[Entries with page source code]

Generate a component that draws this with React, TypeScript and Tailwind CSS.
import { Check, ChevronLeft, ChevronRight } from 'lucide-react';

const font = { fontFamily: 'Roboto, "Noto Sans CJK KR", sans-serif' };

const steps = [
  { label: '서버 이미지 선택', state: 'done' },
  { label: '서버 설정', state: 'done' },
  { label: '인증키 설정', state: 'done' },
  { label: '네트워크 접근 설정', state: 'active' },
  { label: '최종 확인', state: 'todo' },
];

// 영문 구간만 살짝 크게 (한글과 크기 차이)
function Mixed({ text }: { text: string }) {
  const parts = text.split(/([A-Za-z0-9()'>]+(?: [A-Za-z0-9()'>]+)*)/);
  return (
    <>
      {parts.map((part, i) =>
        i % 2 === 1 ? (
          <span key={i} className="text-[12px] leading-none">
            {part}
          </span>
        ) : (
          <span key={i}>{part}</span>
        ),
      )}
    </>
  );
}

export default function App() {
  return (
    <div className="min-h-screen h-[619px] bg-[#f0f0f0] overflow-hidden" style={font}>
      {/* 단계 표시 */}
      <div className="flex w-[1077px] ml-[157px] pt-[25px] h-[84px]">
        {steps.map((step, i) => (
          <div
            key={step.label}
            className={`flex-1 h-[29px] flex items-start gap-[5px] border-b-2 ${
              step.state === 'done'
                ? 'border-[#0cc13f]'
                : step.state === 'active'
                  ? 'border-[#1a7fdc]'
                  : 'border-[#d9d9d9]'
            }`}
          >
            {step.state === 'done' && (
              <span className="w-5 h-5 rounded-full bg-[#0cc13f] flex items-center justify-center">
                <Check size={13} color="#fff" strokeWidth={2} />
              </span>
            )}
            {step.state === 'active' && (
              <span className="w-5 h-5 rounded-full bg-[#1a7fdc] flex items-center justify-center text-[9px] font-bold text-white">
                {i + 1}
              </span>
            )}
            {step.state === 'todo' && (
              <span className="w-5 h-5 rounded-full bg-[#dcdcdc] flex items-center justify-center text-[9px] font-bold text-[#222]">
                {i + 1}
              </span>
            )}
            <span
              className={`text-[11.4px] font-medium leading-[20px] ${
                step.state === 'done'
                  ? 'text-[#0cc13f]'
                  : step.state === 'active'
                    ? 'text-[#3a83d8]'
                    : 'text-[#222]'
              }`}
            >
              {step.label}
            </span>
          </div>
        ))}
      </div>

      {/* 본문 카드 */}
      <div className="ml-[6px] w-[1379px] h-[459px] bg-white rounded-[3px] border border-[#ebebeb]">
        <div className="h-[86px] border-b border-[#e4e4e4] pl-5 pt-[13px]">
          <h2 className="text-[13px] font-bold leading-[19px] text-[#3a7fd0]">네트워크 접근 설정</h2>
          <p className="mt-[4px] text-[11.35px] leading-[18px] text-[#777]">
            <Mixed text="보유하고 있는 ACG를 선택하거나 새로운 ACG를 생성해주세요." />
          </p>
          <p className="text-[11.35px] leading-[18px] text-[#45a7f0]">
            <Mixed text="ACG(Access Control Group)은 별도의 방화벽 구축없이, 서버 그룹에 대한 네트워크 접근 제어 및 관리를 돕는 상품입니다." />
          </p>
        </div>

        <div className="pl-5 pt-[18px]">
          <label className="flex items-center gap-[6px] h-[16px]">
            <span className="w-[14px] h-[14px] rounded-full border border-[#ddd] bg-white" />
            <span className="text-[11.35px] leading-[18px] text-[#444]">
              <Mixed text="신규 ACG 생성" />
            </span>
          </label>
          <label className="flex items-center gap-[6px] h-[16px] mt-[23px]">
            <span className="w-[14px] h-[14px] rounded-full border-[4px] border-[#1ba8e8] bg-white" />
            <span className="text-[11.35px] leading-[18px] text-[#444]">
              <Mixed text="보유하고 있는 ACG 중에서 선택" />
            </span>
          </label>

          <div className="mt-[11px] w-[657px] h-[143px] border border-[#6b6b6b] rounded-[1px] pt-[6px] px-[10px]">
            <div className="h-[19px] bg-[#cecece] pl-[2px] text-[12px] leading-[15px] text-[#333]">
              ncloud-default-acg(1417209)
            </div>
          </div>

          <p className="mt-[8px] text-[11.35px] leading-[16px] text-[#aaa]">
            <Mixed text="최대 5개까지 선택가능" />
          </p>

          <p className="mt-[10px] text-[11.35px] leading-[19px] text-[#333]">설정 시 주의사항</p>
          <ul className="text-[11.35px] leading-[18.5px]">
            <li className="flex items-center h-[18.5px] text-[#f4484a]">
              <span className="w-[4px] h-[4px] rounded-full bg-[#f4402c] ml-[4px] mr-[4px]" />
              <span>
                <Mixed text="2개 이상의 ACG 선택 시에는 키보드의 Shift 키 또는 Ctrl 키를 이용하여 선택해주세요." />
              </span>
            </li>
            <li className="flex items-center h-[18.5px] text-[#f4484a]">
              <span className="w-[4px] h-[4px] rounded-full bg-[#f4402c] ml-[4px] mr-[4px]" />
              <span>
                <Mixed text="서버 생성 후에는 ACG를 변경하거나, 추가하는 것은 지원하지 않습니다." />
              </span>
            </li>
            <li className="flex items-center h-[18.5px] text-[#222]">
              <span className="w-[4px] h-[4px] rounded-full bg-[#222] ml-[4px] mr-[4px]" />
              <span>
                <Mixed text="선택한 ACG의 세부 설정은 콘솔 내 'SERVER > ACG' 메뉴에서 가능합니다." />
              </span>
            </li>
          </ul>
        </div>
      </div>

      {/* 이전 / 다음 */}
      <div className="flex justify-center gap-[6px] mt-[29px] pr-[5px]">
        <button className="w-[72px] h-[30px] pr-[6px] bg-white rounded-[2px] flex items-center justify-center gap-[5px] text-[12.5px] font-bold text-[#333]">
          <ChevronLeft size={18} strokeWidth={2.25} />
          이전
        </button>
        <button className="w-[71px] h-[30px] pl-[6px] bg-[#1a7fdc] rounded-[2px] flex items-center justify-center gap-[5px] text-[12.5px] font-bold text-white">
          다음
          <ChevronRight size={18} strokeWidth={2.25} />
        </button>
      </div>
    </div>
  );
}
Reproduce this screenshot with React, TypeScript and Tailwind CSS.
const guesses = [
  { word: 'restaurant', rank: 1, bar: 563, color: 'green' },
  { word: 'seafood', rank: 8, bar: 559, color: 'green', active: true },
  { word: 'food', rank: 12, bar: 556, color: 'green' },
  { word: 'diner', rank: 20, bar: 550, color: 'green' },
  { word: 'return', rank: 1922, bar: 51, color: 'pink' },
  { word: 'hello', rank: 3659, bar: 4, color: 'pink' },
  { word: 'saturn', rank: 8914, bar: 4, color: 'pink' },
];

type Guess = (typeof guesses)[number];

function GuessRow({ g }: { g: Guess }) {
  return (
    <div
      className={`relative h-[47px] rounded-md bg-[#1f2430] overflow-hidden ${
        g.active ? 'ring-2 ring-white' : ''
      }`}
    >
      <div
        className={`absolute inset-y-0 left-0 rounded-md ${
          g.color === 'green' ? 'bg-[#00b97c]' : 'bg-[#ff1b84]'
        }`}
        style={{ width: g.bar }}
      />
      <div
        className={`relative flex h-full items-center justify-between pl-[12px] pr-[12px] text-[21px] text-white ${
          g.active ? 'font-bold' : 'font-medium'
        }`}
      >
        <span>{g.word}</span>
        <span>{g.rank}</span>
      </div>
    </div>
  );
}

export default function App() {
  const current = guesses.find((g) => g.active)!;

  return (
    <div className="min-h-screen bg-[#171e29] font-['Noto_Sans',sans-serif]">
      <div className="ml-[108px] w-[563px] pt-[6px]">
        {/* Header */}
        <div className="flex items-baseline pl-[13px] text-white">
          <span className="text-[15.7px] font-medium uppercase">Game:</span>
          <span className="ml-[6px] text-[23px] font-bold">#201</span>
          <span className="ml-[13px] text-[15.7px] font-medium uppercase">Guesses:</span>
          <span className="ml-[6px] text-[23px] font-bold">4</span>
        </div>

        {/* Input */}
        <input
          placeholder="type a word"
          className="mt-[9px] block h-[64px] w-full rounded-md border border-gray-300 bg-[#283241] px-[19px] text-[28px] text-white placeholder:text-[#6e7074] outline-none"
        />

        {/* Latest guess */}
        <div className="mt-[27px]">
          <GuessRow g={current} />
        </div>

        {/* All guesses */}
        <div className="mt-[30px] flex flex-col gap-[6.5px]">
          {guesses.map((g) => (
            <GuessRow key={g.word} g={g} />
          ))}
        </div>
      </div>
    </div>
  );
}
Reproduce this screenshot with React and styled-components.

**Task details:** Look above for the line containing "Reproduce this screenshot with React, TypeScript". Output from there through the line containing "const current = guesses.find((g)", exactly and inclusively.

**Written solution:**
Reproduce this screenshot with React, TypeScript and Tailwind CSS.
const guesses = [
  { word: 'restaurant', rank: 1, bar: 563, color: 'green' },
  { word: 'seafood', rank: 8, bar: 559, color: 'green', active: true },
  { word: 'food', rank: 12, bar: 556, color: 'green' },
  { word: 'diner', rank: 20, bar: 550, color: 'green' },
  { word: 'return', rank: 1922, bar: 51, color: 'pink' },
  { word: 'hello', rank: 3659, bar: 4, color: 'pink' },
  { word: 'saturn', rank: 8914, bar: 4, color: 'pink' },
];

type Guess = (typeof guesses)[number];

function GuessRow({ g }: { g: Guess }) {
  return (
    <div
      className={`relative h-[47px] rounded-md bg-[#1f2430] overflow-hidden ${
        g.active ? 'ring-2 ring-white' : ''
      }`}
    >
      <div
        className={`absolute inset-y-0 left-0 rounded-md ${
          g.color === 'green' ? 'bg-[#00b97c]' : 'bg-[#ff1b84]'
        }`}
        style={{ width: g.bar }}
      />
      <div
        className={`relative flex h-full items-center justify-between pl-[12px] pr-[12px] text-[21px] text-white ${
          g.active ? 'font-bold' : 'font-medium'
        }`}
      >
        <span>{g.word}</span>
        <span>{g.rank}</span>
      </div>
    </div>
  );
}

export default function App() {
  const current = guesses.find((g) => g.active)!;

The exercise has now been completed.